Lutte contre les contenus illicites et la désinformation
Le Digital Services Act ou DSA fixera des obligations applicables à tous les acteurs d’internet opérant en Europe (cloud, réseaux sociaux, places de marché, fournisseurs d’accès, moteurs de recherche…), mais différenciées en fonction de leur taille. Centrée sur les contenus, cette législation ambitionne de créer "un espace numérique plus sûr dans lequel les droits fondamentaux des utilisateurs sont protégés et à établir des conditions de concurrence équitables pour les entreprises". Le DSA cherche à limiter la diffusion de contenus illicites (incitations à la haine, harcèlement, pédopornographie, apologie du terrorisme…), à lutter contre la désinformation et la vente en ligne de produits illicites. Il harmonisera et fluidifiera les procédures de retrait de contenus, sans passer par le juge. Chaque plateforme devra coopérer avec des "signaleurs de confiance", organes, associations ou individus labellisés par les États.

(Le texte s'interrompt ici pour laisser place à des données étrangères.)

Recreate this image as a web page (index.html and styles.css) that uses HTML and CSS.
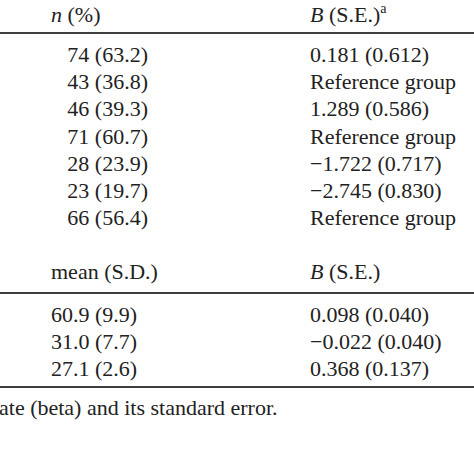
FILE: index.html
```html
<!DOCTYPE html>
<html>
<head>
<meta charset="utf-8">
<link rel="stylesheet" href="styles.css">
</head>
<body>
<div class="table">
  <div class="row head first-head">
    <div class="c1 hl"><i>n</i> (%)</div>
    <div class="c2"><i>B</i> (S.E.)<sup>a</sup></div>
  </div>
  <div class="rule"></div>
  <div class="body">
    <div class="row"><div class="c1 num">74 (63.2)</div><div class="c2">0.181 (0.612)</div></div>
    <div class="row"><div class="c1 num">43 (36.8)</div><div class="c2">Reference group</div></div>
    <div class="row"><div class="c1 num">46 (39.3)</div><div class="c2">1.289 (0.586)</div></div>
    <div class="row"><div class="c1 num">71 (60.7)</div><div class="c2">Reference group</div></div>
    <div class="row"><div class="c1 num">28 (23.9)</div><div class="c2">−1.722 (0.717)</div></div>
    <div class="row"><div class="c1 num">23 (19.7)</div><div class="c2">−2.745 (0.830)</div></div>
    <div class="row"><div class="c1 num">66 (56.4)</div><div class="c2">Reference group</div></div>
    <div class="row blank"><div class="c1"></div><div class="c2"></div></div>
  </div>
  <div class="row head second-head">
    <div class="c1 hl">mean (S.D.)</div>
    <div class="c2"><i>B</i> (S.E.)</div>
  </div>
  <div class="rule"></div>
  <div class="body">
    <div class="row"><div class="c1 hl">60.9 (9.9)</div><div class="c2">0.098 (0.040)</div></div>
    <div class="row"><div class="c1 hl">31.0 (7.7)</div><div class="c2">−0.022 (0.040)</div></div>
    <div class="row"><div class="c1 hl">27.1 (2.6)</div><div class="c2">0.368 (0.137)</div></div>
  </div>
  <div class="rule bottom"></div>
  <p class="note">ate (beta) and its standard error.</p>
</div>
</body>
</html>
```

FILE: styles.css
```css
html, body {
  margin: 0;
  padding: 0;
  background: #ffffff;
}

body {
  font-family: "Liberation Serif", "Times New Roman", serif;
  font-size: 22px;
  color: #222222;
  width: 474px;
  height: 474px;
  overflow: hidden;
}

.table {
  display: flex;
  flex-direction: column;
}

.row {
  display: grid;
  grid-template-columns: 310px 1fr;
  line-height: 27.2px;
  height: 27.2px;
  white-space: nowrap;
}

.first-head {
  padding-top: 1px;
  padding-bottom: 3.8px;
}

.second-head {
  padding-bottom: 6.2px;
}

.hl {
  padding-left: 51px;
}

.num {
  text-align: right;
  padding-right: 162px;
}

.c2 {
  padding-left: 0;
}

sup {
  font-size: 14px;
  line-height: 0;
  vertical-align: 9px;
}

.rule {
  height: 2px;
  background: #3e3e3e;
}

.body {
  display: flex;
  flex-direction: column;
  padding-top: 7px;
}

.body:last-of-type {
  padding-bottom: 3.4px;
}

.bottom {
  margin-top: 3.4px;
}

.note {
  margin: 0;
  padding-top: 6px;
  line-height: 27.2px;
  white-space: nowrap;
  margin-left: -1px;
}
```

Les grandes plateformes auront des obligations spécifiques, comme sur la transparence de leurs algorithmes ou le traçage des vendeurs/loueurs. Elles seront aussi tenues d’évaluer et de prendre des mesures pour atténuer les risques générés par l’utilisation de leurs services. Les quelque 30 plus grands services numériques européens (Airbnb, Facebook, Google, Booking…) seront supervisés directement par la Commission. Le DSA a fait l’objet d’un premier accord entre le Conseil et le Parlement européen le 21 avril. Il doit maintenant être soumis au Comité des représentants permanents pour approbation avant de repasser devant les députés. Son entrée en vigueur s’échelonnera jusqu’à 2024.